Manchin asked her if there was difficulty disassociating from those in her past from when she was addicted.
“It’s a whole new family,” the woman told her, stating those in the program she had met were close and offered continuous support.
Ralph Kline, assistant executive director for ILCAO, said the ARC funds had allowed them to be more flexible with their case management.
“We are so thankful for the INSPIRE grant,” he said.
Manchin also heard from Lawrence County Common Pleas Judge Andrew Ballard, who established the county’s first drug court and works with ILCAO on the addiction issue.
He said when he first refers someone to treatment he often tells them, “Now is the time to be selfish,” insisting they put the focus on their recovery.
“Down the road, we can bring things back in like parents and kids,” he said.
He spoke of several recovery success stories, such as that of a man who had a background in the chemical industry and was able to reach a point where he is now working a $60,000 a year shift manager job in his field.

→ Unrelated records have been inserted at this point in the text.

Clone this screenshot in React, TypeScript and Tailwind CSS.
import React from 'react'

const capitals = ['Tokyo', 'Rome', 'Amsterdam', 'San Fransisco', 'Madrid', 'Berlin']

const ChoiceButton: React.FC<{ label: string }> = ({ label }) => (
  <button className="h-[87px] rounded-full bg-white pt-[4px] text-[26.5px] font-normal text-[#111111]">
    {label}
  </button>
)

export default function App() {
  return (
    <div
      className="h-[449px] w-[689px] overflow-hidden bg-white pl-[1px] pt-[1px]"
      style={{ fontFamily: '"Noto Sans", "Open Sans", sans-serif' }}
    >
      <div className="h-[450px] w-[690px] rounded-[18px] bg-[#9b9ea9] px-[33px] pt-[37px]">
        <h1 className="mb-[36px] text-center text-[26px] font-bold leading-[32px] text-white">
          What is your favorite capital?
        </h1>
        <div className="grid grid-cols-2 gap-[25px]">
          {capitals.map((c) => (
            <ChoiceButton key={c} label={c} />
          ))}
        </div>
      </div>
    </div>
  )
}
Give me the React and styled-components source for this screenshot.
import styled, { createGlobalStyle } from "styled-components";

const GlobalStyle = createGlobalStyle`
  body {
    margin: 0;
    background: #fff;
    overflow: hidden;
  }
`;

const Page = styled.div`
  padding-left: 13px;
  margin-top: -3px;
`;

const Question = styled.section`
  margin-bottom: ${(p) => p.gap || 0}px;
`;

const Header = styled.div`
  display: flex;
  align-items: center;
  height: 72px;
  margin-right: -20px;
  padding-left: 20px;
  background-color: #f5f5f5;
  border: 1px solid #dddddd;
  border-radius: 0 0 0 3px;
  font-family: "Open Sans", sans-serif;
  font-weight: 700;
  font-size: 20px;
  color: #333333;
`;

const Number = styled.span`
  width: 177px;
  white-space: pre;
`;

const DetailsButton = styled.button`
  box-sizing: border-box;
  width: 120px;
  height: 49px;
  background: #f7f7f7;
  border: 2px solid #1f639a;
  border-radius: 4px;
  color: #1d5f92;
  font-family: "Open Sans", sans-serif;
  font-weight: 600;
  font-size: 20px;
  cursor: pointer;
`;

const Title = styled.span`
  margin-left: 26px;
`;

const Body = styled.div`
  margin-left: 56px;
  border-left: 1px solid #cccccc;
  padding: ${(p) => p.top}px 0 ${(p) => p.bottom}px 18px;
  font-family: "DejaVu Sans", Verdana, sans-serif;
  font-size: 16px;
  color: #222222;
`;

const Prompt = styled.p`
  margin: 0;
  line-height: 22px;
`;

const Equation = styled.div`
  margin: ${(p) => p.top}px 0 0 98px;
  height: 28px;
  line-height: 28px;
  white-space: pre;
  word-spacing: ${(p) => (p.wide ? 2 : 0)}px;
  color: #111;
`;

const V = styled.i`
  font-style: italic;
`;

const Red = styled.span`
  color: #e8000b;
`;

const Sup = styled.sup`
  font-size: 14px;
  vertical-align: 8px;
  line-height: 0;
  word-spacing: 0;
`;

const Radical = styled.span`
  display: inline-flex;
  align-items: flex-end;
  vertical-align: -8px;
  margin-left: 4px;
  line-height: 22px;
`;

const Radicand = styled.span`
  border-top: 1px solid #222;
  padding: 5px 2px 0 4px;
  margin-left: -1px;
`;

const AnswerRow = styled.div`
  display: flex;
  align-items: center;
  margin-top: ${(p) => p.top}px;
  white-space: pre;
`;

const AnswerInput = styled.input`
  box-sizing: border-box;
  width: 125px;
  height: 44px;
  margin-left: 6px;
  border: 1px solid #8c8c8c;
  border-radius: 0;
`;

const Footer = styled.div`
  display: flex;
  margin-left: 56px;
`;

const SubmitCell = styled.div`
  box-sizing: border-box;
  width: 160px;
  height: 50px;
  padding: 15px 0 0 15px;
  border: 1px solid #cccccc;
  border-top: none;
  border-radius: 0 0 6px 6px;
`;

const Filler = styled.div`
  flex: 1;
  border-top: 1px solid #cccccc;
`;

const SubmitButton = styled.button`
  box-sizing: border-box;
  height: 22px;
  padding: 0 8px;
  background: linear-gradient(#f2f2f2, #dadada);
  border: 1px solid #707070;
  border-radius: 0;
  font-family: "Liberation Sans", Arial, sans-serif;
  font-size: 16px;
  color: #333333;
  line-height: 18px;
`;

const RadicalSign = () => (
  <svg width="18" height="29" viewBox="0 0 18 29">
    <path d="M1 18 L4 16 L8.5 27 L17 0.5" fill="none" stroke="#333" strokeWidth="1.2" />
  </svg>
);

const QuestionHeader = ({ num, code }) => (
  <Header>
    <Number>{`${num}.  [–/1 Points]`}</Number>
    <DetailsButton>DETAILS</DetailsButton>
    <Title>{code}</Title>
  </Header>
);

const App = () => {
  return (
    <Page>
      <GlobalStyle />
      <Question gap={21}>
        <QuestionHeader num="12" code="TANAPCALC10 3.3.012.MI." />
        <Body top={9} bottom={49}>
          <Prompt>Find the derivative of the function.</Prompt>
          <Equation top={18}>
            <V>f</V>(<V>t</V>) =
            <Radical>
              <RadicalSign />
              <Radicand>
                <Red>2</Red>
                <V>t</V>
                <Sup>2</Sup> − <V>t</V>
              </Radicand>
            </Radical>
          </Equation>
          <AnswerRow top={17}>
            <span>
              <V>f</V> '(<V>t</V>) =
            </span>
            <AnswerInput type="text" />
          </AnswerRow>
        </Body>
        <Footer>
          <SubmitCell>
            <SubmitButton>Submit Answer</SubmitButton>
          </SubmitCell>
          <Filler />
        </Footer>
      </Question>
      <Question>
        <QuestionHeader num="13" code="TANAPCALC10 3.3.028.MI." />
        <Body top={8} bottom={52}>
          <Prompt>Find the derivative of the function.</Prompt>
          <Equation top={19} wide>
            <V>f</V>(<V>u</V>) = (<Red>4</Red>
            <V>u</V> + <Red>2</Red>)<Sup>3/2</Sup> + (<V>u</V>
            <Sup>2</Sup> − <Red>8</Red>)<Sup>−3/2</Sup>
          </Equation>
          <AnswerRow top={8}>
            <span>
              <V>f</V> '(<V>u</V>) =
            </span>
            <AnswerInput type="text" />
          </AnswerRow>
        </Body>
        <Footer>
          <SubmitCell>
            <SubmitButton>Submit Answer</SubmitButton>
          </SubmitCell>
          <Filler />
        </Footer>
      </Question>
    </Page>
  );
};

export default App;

The judge tied the two events together and stated that what is truly needed is sustainable industry for the region. He said he feared many getting an education will be forced to leave the county due to lack of jobs.
“Our best and brightest are going to Columbus,” he said. “We have an amazing workforce, but we don’t have an industry that is sustainable.”
Manchin said she appreciated the work Ballard is doing and has seen the importance of drug courts in West Virginia. And she congratulated all working on the issue.
“It’s always a team,” she said. “No one person can do it alone. God bless you for what you’re doing and the success you’re having.”